What foods pair best with mango or pineapple hot sauce?

Reviewers across Pepper Geek, Polar Bear Cooks, and Spice Filter converge on similar pairings: grilled chicken, fish tacos, shrimp, and pork are the most-cited applications. Polar Bear Cooks specifically recommends Melinda’s Mango Habanero on ceviche, while Pepper Geek highlights Tabasco Habanero on eggs and in cocktails. The tropical acidity and residual sweetness in these sauces also make them excellent marinades, not merely table condiments.

Is there a fruit hot sauce that suits both heat-lovers and casual eaters?

Tabasco Habanero comes closest to threading that needle. At roughly 7,000 SHU it delivers noticeable heat without overwhelming less experienced eaters, and Pepper Geek praises both its distinctive tropical flavour and its broad versatility across dishes. Sporked’s top-rated Cholula Sweet Habanero works well for heat-shy eaters but may frustrate those wanting a genuine habanero burn. If both groups are sharing a meal, Pepper Geek suggests High River Tears of the Sun as a middle-ground option: real mango-papaya-pineapple flavour paired with mild-to-medium heat from a peach ghost scorpion base.

Are there good fruit hot sauces beyond mango and pineapple?

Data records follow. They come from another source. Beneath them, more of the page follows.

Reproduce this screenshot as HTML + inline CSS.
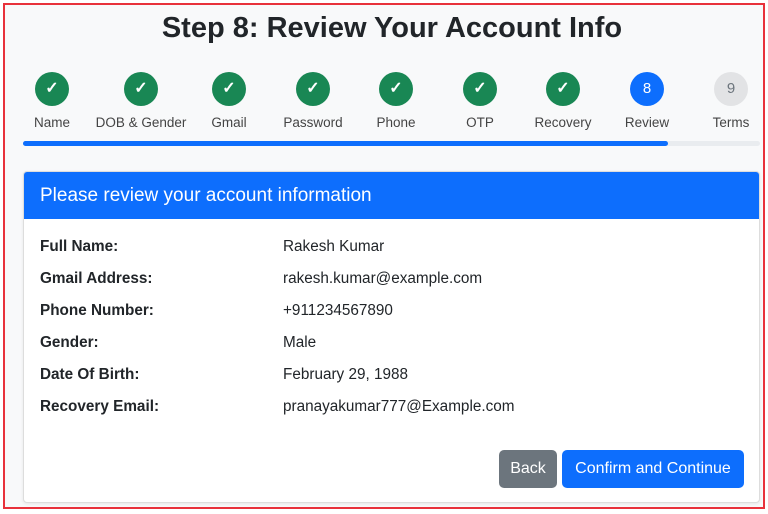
<!DOCTYPE html><html><head><style>
body{margin:0;width:768px;height:514px;background:#fff;font-family:"Liberation Sans",sans-serif;position:relative;overflow:hidden}
.frame{position:absolute;left:3px;top:3px;width:758px;height:502px;border:2px solid #e8313b;background:#f8f9fa}
h1{position:absolute;left:8px;width:768px;top:12px;margin:0;text-align:center;font-size:29px;font-weight:bold;color:#212529}
.c{position:absolute;top:72px;width:34px;height:34px;border-radius:50%;background:#198754;color:#fff;text-align:center;line-height:34px;font-size:16px;font-weight:bold}
.l{position:absolute;top:115px;width:120px;text-align:center;font-size:13.5px;color:#444}
.bar{position:absolute;left:23px;top:141px;width:737px;height:5px;background:#e9ecef;border-radius:3px}
.bar div{width:645px;height:5px;background:#0d6efd;border-radius:3px}
.card{position:absolute;left:23px;top:171px;width:737px;height:332px;background:#fff;border:1px solid #ddd;border-radius:4px;box-sizing:border-box;overflow:hidden;box-shadow:0 1px 3px rgba(0,0,0,.08)}
.hd{height:47px;background:#0d6efd;color:#fff;font-size:19px;line-height:48px;padding-left:16px}
.r{position:absolute;font-size:15.3px;color:#212529}
.k{left:16px;font-weight:bold}.v{left:259px}
.btn{position:absolute;top:450px;height:38px;border-radius:5px;color:#fff;font-size:16px;line-height:38px;text-align:center}
</style></head><body><div class="frame"></div>
<h1>Step 8: Review Your Account Info</h1>
<div class="c" style="left:35px">✓</div><div class="c" style="left:124px">✓</div><div class="c" style="left:212px">✓</div><div class="c" style="left:296px">✓</div><div class="c" style="left:379px">✓</div><div class="c" style="left:463px">✓</div><div class="c" style="left:546px">✓</div>
<div class="c" style="left:630px;background:#0d6efd;font-size:15px;font-weight:normal">8</div>
<div class="c" style="left:714px;background:#e2e3e5;color:#6c757d;font-size:15px;font-weight:normal">9</div>
<div class="l" style="left:-8px">Name</div><div class="l" style="left:81px">DOB &amp; Gender</div><div class="l" style="left:169px">Gmail</div><div class="l" style="left:253px">Password</div><div class="l" style="left:336px">Phone</div><div class="l" style="left:420px">OTP</div><div class="l" style="left:503px">Recovery</div><div class="l" style="left:587px">Review</div><div class="l" style="left:671px">Terms</div>
<div class="bar"><div></div></div>
<div class="card"><div class="hd">Please review your account information</div>
<div class="r k" style="top:66px">Full Name:</div><div class="r v" style="top:66px">Rakesh Kumar</div>
<div class="r k" style="top:98px">Gmail Address:</div><div class="r v" style="top:98px">rakesh.kumar@example.com</div>
<div class="r k" style="top:130px">Phone Number:</div><div class="r v" style="top:130px">+911234567890</div>
<div class="r k" style="top:162px">Gender:</div><div class="r v" style="top:162px">Male</div>
<div class="r k" style="top:194px">Date Of Birth:</div><div class="r v" style="top:194px">February 29, 1988</div>
<div class="r k" style="top:226px">Recovery Email:</div><div class="r v" style="top:226px">pranayakumar777@Example.com</div>
</div>
<div class="btn" style="left:499px;width:58px;background:#6c757d">Back</div>
<div class="btn" style="left:562px;width:182px;background:#0d6efd">Confirm and Continue</div>
</body></html>
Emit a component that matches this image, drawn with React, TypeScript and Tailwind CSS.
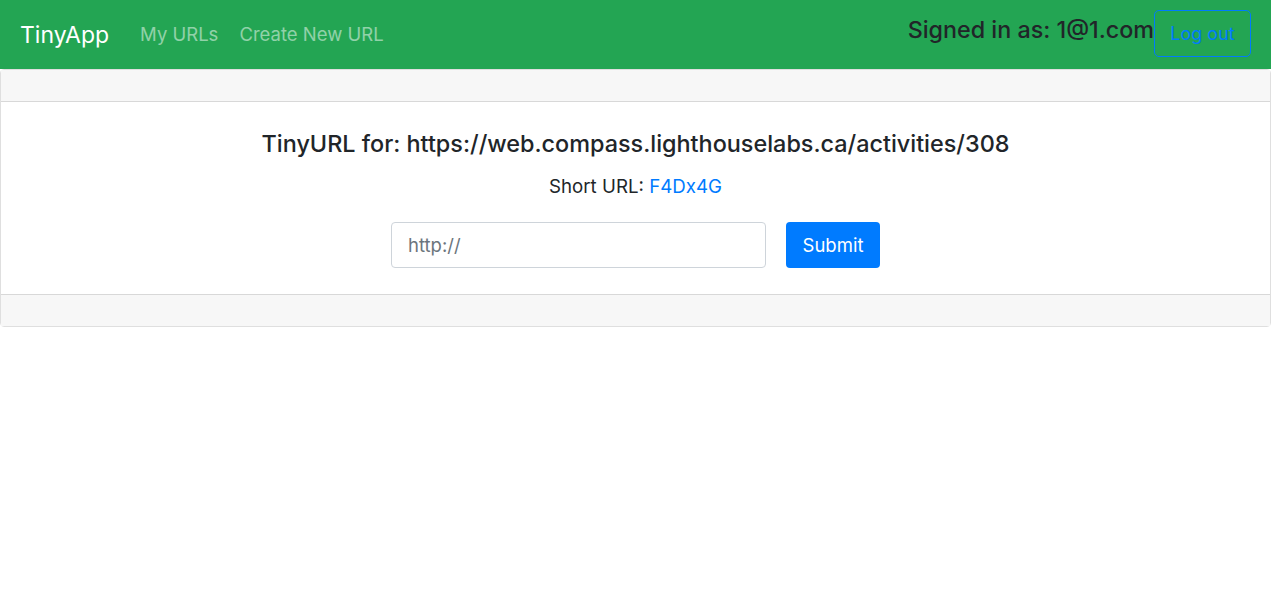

Yes — the category has expanded substantially in craft circles. Heat Hot Sauce’s curated fruit-based collection includes Angry Goat Pepper Co. Black Bison (cherries, raspberries, and blackberries with superhot peppers, rated 4.57 out of 5 by verified buyers), Fat Cat Peach Maple Bourbon (peaches, bourbon, and maple syrup with Serrano peppers, rated 4.2 out of 5), and Karma Sauce Cherry Bomb (sour cherries paired with habanero, rated 4.67 out of 5). Luke Thompson, after tasting approximately 75 sauces in his 2024 roundup, noted that peach-habanero combinations consistently scored well for accessibility and flavour depth, even when more experimental single-fruit varieties rarely became first-choice everyday condiments.